**EXERCISE REQUIREMENTS:**
Print exactly the lines from the first one down to the line containing "151px 152px 95px", both ends included, with no pictures and nothing else.

**PROVIDED DATA:**
--- begin ---
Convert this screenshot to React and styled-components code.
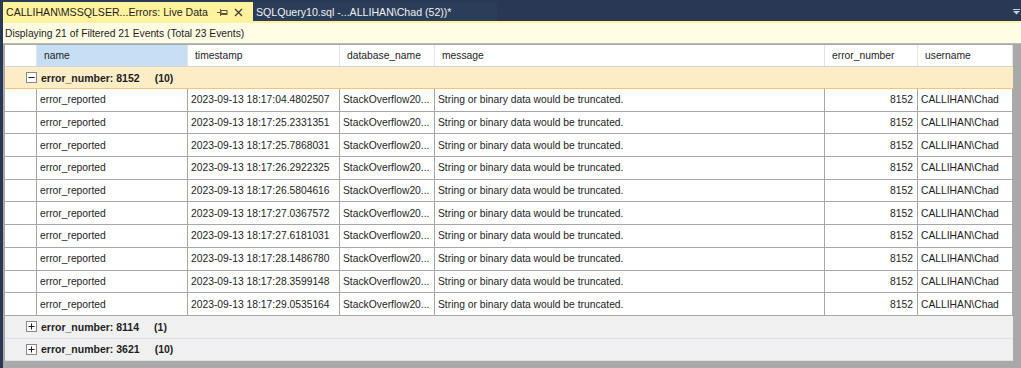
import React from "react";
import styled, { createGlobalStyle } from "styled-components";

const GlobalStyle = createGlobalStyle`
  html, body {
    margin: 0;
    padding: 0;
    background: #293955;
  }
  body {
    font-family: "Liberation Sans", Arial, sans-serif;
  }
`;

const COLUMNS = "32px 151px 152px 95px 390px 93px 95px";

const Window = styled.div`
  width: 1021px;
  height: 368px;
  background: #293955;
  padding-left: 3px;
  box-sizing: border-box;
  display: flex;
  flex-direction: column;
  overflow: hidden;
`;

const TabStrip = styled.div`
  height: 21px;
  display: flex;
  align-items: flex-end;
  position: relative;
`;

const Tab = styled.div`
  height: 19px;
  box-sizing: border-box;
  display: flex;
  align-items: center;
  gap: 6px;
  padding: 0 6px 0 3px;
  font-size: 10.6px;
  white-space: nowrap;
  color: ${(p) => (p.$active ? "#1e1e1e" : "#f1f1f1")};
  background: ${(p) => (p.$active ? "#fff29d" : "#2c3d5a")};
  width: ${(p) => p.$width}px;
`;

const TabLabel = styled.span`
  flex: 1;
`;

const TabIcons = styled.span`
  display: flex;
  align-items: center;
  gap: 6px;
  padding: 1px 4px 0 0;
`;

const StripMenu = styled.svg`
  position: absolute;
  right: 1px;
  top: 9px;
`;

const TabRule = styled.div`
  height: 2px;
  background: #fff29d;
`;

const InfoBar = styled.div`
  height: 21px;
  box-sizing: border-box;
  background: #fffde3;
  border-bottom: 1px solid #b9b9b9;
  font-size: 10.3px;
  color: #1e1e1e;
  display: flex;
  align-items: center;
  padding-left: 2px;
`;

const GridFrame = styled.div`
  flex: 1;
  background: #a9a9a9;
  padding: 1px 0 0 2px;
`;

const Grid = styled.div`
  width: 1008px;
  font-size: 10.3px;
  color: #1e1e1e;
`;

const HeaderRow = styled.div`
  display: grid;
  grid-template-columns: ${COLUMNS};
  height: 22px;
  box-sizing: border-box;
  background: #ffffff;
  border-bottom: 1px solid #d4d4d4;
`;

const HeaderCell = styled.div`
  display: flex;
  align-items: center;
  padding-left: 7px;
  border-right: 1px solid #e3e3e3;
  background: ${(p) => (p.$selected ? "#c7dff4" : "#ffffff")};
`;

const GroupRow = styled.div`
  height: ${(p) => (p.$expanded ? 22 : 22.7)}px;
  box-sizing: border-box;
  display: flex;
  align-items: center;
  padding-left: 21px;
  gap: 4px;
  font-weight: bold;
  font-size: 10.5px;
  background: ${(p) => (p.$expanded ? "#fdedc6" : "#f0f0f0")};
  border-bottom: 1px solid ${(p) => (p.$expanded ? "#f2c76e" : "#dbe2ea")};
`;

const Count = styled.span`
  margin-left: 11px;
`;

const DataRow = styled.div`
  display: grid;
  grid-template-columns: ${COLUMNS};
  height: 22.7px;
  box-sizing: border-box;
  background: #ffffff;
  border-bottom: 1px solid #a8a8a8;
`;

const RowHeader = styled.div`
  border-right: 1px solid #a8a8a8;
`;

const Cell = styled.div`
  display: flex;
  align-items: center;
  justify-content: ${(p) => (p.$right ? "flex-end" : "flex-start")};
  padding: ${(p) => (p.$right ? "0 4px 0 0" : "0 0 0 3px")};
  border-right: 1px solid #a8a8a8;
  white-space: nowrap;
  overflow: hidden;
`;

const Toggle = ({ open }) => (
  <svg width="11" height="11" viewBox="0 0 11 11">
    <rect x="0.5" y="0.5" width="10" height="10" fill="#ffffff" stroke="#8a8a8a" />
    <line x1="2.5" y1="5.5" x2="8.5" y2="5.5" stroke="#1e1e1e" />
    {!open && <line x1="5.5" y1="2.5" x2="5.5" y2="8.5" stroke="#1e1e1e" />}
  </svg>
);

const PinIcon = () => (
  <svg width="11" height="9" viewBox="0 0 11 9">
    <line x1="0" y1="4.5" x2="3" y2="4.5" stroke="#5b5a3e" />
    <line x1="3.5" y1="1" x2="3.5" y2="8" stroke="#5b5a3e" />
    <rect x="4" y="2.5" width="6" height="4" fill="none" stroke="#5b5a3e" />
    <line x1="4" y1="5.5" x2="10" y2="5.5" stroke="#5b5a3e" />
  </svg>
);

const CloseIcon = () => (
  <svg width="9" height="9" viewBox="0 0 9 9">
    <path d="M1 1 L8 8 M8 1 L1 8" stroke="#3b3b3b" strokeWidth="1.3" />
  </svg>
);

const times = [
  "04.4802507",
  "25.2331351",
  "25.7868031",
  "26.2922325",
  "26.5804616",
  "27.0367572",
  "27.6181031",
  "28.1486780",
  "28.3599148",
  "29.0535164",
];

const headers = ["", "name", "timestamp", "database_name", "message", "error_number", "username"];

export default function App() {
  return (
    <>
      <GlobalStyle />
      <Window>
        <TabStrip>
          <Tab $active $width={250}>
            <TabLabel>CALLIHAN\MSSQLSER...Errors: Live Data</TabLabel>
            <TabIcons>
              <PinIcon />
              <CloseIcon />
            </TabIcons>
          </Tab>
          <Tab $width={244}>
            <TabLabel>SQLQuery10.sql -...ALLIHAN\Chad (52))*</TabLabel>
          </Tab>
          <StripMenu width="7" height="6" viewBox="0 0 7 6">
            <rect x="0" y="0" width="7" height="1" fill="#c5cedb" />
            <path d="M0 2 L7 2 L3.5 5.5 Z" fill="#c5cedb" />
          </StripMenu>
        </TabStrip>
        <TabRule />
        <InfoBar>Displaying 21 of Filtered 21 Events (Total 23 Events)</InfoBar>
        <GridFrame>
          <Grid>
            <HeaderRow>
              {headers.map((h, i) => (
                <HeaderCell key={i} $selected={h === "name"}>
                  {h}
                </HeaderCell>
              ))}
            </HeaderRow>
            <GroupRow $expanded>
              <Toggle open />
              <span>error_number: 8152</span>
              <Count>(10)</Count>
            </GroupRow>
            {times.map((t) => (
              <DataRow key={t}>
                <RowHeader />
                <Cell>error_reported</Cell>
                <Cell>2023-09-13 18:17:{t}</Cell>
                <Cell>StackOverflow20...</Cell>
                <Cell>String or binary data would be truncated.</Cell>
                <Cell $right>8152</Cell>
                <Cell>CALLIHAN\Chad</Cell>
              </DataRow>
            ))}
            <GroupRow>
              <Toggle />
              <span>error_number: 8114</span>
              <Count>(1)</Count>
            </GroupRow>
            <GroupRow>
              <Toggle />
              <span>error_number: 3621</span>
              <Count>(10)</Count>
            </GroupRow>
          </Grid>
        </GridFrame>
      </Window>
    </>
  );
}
--- end ---
**RESPONSE:**
Convert this screenshot to React and styled-components code.
import React from "react";
import styled, { createGlobalStyle } from "styled-components";

const GlobalStyle = createGlobalStyle`
  html, body {
    margin: 0;
    padding: 0;
    background: #293955;
  }
  body {
    font-family: "Liberation Sans", Arial, sans-serif;
  }
`;

const COLUMNS = "32px 151px 152px 95px 390px 93px 95px";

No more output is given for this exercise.